In the meantime, my friend Camille has kindly written this post just for you. (Okay...she wrote it for me, but I had you guys in mind when I asked her to write it.) She and her husband Jacob are the cute couple behind Friday We're In Love, where she blogs about their efforts to keep the spark in their marriage by going on dates at least once a week. It's such a simple thing, but what a great example they're setting for cultivating a stronger relationship with one's spouse. The world could use more of that, don't you think? Thanks again for being with us, Camille!


Hey Jen’s readers!  


I’m Camille, from Friday We’re In Love, and I’m happy to be helping Jen while she’s on maternity leave!  


I met Jen in real life before in the blogging world through a mutual friend.  I could tell she was stylish, cool, and just real.  You know those people you meet in real life and instantly think, “You just get it don’t you?”  Jen was one of those: act together, super mature, fun, hip, and non-judgemental.  If you haven’t met her in person, you have something to seriously look forward to!  

So we just met, but I’m going to get a little personal here.  
I was really afraid of marriage and my amazing husband even had to talk me into it.  I had good reason, but one of the major things that scared me was the fact that even many of the amazing people seem to let the spark die after a year or two of marriage, and as they age they seem to become business partners and lose a lot of their love.  My husband reassured me he’d do anything to make sure that didn’t happen, and I made the same commitment.  We made a pact that night that we would go on a date once a week no matter what!  I even agreed to marriage!

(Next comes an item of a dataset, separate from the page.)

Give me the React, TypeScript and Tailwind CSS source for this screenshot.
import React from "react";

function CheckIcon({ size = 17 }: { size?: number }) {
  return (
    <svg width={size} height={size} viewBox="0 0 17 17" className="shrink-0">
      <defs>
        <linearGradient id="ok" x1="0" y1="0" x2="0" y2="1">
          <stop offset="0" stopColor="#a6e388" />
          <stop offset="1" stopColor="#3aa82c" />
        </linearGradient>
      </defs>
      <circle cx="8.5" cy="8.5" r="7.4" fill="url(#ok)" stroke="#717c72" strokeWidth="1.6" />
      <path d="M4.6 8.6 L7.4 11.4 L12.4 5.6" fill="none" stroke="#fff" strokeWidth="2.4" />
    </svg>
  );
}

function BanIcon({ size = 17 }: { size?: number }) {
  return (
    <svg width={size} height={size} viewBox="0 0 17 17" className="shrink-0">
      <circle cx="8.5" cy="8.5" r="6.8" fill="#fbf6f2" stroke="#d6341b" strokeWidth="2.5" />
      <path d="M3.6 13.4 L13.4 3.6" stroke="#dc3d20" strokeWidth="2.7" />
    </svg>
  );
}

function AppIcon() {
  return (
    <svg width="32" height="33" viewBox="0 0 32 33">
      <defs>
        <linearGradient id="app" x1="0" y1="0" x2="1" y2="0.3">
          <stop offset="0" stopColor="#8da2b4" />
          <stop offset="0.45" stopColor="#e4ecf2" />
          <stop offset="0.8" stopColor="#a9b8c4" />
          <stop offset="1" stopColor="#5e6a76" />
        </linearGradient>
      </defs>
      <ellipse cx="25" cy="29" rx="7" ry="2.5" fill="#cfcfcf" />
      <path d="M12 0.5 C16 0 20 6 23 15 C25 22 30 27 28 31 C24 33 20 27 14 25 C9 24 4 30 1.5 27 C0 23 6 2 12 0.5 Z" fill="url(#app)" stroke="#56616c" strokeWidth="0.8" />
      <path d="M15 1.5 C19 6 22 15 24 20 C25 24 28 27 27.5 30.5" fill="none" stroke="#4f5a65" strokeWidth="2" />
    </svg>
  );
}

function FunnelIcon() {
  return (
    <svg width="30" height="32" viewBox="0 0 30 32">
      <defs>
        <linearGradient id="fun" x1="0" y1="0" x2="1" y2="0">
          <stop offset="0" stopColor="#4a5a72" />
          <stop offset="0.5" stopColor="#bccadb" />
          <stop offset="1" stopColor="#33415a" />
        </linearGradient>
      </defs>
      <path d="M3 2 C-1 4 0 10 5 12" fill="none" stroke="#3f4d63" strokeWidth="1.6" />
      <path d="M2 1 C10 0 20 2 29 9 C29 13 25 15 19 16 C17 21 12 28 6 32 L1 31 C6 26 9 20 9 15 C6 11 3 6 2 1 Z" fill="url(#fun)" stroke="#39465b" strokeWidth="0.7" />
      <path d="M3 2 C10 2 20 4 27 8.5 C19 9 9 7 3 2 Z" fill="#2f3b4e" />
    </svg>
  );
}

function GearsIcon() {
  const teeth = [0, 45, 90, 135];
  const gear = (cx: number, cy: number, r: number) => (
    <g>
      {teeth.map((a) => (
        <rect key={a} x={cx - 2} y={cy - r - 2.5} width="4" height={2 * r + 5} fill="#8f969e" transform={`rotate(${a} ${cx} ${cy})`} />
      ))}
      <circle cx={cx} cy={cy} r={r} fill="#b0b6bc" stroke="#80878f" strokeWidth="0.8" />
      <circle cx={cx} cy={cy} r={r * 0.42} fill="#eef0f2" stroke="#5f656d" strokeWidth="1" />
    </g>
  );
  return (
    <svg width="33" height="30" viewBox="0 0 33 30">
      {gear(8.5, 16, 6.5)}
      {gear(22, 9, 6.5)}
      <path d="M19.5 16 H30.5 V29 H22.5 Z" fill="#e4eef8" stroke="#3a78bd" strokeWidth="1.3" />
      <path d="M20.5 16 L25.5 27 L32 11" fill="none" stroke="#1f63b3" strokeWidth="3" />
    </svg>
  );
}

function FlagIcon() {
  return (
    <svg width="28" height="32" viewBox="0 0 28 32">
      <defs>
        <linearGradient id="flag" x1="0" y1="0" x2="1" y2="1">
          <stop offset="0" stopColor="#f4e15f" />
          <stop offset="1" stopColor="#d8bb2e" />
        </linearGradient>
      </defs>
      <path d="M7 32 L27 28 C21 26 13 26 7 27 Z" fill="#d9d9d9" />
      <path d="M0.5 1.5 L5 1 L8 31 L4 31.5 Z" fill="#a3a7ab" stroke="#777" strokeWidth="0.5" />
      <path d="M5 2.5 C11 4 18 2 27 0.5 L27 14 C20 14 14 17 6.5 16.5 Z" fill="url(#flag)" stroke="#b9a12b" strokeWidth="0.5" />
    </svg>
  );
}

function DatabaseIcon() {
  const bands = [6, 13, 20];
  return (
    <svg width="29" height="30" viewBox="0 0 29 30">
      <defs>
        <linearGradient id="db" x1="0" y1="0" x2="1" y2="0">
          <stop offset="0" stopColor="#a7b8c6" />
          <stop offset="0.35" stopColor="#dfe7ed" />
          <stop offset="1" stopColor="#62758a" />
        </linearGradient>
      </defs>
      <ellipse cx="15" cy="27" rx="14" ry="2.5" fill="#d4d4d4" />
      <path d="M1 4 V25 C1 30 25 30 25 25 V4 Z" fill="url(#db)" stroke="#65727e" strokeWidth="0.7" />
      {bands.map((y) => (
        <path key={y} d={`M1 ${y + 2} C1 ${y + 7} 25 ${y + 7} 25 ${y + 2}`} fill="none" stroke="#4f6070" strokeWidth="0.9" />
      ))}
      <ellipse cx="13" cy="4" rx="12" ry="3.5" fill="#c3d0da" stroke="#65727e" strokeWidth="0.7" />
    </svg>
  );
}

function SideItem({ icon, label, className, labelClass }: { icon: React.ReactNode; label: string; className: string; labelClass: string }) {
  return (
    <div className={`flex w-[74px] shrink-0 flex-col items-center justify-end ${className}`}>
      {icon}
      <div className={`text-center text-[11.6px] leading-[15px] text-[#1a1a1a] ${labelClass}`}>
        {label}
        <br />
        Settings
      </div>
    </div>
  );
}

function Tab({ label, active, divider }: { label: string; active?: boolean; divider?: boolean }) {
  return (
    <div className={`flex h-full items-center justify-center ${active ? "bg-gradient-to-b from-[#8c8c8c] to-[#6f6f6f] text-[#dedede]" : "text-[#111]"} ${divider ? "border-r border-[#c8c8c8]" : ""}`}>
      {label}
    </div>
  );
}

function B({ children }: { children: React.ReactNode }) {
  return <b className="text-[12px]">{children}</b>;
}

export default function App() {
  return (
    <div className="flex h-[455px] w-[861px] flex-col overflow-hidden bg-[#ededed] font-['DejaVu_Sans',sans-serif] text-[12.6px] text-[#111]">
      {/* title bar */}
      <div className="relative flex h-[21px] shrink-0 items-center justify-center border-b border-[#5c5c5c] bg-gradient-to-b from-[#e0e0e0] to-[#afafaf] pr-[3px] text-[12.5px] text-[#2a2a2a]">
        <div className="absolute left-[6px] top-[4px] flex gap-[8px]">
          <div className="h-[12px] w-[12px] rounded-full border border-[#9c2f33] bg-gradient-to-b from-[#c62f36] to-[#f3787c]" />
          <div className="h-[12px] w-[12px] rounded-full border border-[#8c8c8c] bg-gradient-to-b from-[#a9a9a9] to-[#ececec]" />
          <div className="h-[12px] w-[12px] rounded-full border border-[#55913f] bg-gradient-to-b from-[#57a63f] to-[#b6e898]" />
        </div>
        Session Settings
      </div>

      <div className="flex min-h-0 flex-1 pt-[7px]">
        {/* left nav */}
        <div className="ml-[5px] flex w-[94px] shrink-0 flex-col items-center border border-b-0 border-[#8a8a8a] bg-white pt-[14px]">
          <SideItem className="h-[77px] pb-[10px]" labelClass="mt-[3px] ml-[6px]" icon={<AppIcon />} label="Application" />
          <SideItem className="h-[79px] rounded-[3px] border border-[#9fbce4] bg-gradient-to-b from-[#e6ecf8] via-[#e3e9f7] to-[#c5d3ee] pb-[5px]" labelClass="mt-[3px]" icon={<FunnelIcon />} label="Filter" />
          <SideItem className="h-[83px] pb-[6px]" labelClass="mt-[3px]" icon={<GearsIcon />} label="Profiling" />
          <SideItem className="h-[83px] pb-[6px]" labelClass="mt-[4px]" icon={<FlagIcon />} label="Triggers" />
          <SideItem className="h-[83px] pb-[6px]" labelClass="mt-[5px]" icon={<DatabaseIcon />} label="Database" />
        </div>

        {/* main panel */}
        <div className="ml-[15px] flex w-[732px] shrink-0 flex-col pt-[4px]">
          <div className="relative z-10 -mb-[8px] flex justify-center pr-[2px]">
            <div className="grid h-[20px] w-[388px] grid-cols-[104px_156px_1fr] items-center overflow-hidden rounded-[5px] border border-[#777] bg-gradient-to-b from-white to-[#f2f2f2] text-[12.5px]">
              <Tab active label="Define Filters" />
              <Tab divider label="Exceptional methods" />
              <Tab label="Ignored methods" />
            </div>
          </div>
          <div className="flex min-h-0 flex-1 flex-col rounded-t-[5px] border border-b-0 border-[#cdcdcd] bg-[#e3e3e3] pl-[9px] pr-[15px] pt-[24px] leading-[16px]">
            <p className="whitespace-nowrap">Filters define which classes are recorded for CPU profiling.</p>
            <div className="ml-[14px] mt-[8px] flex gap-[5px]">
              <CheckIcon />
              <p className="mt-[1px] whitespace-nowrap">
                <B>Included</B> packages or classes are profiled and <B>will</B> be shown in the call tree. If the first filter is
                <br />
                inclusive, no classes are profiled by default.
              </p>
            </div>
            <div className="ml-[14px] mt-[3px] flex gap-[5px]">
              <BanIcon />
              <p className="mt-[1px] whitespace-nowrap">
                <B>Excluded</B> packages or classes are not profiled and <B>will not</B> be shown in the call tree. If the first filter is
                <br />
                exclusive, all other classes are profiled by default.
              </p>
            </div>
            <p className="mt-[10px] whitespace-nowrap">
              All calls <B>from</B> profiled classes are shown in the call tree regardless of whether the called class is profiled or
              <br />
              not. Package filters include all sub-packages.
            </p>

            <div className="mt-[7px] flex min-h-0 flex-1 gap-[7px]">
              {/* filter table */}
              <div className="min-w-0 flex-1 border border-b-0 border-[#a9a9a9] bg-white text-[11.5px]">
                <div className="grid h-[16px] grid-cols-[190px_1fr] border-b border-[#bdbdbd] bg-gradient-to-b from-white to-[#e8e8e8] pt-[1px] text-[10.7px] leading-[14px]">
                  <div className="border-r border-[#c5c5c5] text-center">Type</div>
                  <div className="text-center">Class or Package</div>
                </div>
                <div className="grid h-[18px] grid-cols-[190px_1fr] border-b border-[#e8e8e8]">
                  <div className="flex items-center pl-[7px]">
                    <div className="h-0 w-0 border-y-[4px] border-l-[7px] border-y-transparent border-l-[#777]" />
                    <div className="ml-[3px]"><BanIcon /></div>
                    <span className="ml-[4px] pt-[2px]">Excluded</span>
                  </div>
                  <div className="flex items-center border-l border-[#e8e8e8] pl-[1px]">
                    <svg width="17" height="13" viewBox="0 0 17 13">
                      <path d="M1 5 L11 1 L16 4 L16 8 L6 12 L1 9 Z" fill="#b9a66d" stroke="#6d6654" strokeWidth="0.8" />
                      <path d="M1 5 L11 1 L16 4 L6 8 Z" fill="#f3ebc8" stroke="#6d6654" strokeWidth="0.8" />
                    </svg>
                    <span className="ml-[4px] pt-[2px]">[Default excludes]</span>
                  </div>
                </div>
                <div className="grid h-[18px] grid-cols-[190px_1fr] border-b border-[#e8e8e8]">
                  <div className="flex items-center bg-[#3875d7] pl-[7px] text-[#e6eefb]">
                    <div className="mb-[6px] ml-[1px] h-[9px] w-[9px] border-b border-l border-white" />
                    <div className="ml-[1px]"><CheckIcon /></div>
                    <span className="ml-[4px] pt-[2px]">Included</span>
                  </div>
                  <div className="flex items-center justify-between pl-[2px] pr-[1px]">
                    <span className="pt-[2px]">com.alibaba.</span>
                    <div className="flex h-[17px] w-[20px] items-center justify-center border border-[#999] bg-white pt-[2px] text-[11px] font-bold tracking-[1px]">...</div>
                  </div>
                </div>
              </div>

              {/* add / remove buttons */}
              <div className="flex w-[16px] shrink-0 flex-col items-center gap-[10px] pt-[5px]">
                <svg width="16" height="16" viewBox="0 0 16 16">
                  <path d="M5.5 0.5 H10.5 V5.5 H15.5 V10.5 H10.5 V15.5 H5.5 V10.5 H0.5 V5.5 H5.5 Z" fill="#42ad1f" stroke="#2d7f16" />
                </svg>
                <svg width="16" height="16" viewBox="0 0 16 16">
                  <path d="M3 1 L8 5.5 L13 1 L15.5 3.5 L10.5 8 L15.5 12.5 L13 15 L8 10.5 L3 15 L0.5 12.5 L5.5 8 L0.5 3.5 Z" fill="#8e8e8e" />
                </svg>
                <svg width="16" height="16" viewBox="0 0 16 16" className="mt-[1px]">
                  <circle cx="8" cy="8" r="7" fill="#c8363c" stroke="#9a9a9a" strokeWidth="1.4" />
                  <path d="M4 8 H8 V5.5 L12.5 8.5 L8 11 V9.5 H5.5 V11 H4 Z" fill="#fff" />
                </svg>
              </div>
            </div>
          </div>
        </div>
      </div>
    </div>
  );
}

So here’s our deal: Every Friday is date night, and every week we blog what we did for our date.  It’s been a fun project, an amazing part of our marriage, and a joy to share on our blog!  

So Jen asked if I wouldn’t mind sharing something that I get asked about a lot: what do you plan to do when you have kids?  I’m always hesitant to share, because when it comes to pregnancy/birthing/child rearing/family planning/etc. people seem to be really opinionated and have no problem telling others off.  I’ve seen almost everyone I know end up crying after talk of children and parenting ideas.  I’ve already had people let me know that dating will end the second we have kids.  Sorry naysayers, but we still plan to date even with the new challenge (that’s not an announcement BTW)!  

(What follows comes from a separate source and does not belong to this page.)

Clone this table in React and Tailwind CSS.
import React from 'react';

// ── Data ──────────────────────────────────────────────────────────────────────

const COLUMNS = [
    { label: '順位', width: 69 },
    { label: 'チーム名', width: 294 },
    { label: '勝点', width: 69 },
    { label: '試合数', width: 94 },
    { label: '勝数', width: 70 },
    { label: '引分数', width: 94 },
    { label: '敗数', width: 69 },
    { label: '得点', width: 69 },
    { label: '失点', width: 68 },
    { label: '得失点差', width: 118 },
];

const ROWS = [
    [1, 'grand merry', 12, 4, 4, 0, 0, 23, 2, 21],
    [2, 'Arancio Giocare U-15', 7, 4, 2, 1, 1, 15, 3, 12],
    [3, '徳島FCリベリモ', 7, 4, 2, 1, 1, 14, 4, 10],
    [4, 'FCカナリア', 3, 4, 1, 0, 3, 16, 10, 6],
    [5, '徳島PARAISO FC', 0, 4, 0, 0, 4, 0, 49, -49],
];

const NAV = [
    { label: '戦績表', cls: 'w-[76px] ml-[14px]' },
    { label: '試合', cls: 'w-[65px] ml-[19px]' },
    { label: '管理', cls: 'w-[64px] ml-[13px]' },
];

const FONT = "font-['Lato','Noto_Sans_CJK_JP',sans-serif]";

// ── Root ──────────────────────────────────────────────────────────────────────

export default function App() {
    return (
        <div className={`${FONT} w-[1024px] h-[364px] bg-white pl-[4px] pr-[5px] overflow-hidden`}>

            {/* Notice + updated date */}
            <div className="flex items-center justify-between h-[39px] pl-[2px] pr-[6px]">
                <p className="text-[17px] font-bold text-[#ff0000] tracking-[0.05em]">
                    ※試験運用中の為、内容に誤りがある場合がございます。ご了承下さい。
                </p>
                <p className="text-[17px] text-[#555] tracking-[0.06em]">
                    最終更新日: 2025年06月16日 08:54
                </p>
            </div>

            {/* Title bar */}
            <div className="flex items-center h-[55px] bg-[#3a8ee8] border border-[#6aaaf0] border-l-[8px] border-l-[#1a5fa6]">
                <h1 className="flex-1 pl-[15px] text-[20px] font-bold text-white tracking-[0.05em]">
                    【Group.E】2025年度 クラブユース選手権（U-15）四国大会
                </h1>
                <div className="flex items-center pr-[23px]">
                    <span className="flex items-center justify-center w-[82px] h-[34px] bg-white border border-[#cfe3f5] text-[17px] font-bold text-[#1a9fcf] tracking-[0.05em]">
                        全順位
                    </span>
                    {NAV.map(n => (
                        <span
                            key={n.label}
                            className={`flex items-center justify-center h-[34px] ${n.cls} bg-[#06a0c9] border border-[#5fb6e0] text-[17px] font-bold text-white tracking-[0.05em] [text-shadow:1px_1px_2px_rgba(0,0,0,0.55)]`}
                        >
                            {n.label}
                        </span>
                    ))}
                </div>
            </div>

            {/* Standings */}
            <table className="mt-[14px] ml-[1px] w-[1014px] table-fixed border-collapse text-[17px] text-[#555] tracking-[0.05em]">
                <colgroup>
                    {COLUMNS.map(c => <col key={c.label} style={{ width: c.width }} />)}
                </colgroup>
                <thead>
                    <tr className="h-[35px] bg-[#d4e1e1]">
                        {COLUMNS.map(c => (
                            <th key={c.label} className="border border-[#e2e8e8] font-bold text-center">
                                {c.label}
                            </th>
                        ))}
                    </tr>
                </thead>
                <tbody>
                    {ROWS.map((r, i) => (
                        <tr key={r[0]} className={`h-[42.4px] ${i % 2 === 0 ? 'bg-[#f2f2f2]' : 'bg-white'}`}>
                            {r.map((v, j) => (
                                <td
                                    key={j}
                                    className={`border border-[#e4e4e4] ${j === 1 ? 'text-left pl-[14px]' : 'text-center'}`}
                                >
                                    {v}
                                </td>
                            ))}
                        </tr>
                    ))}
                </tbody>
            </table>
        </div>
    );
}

I also can’t help but smile when people tell me I don’t have any idea what it will be like.  Let me just say with 29 nieces and nephews who we’ve spent  A LOT of time babysitting, spending the weekend watching, and helping with often, I would say that you just don’t know us very well.  Jacob and I both come from large families where we’ve helped raise a lot of our siblings.  I know things will change, I know it’s a challenge, and I know the responsibility having hard/special need/challenging children can be.  I taught high school and junior high for 7.5 years, I think that’s also given some insight!  

I’ve had this chat with several of my married friends with kids, and together Jacob and I compiled a list of options and plans for dating with children:  

1. Shell out babysitter money.  Know dates will cost a lot more, and plan for this.  That sacrifice will be worth keeping marriage strong!  We’ll probably eat fast food instead of nicer places on dates, and we’ll probably only get a babysitter half the time, but we plan to have at least one date a month where we splurge.  I have a friend who does this, and she swears one big one a month kid free without asking for any favors is a great plan!  

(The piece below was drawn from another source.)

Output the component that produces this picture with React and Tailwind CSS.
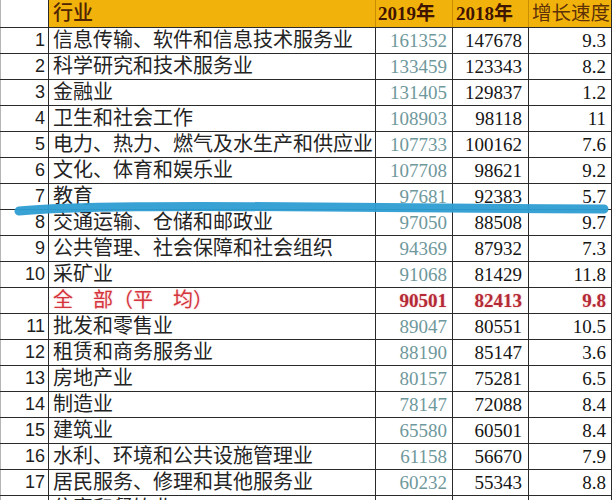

2. Babysitting swapping.  Out of our 29 nieces and nephews, we’re lucky to live near 20, which means we have some family with kids that we can swap babysitting times.  We’re also lucky to have many friends who plan to have kids around the time we do.  We know they will be grumpy sometimes sleeping other places.  We know this isn’t perfect.  But planning to trade once a month and to take on some friends for our kids some nights will definitely be in the plan!

3. Take kids with you.  My parents were rock stars and made time for dating even with 6 kids.  I know they took the 2 oldest with them when they were babies and toddlers.  When I turned 11 they let me watch my younger siblings for a whopping $1 an hour.  When we were all old enough to watch ourselves sometimes I’d ask if I could come.  They usually said no, but once in awhile they said yes.  As a teenager they once made me sit behind them at the movie theater when I tagged along.  It was pretty funny actually!  I really enjoyed it when they let me come, and respected their time alone when they didn’t.    Although I don’t think kids should come every date, I think involving them some of the time and having family dates can be a great gig too!  

4. Dinner at home.  We LOVE to cook.  We often think of romantic meals to make at home together.  Sometimes we do it, and sometimes we say, “Let’s do this when we have a newborn and are stuck at home for a date.”  When kids get older we’ll put them to bed, even if that just means they are in their room and we stop feeding them if they come out (just kidding). I’ve had many friends do this, and they say it works pretty well!  

5. At home dates will increase.  See #4 for putting kids to bed early plan.  But, there are plenty of things to do at home, even if it involves movies more often than we currently watch now.  It’s still going to be something, and it’s still going to count as a date.  

Those are just a few tricks we have up our sleeves!  I’m sure we’ll have more if and when this time comes!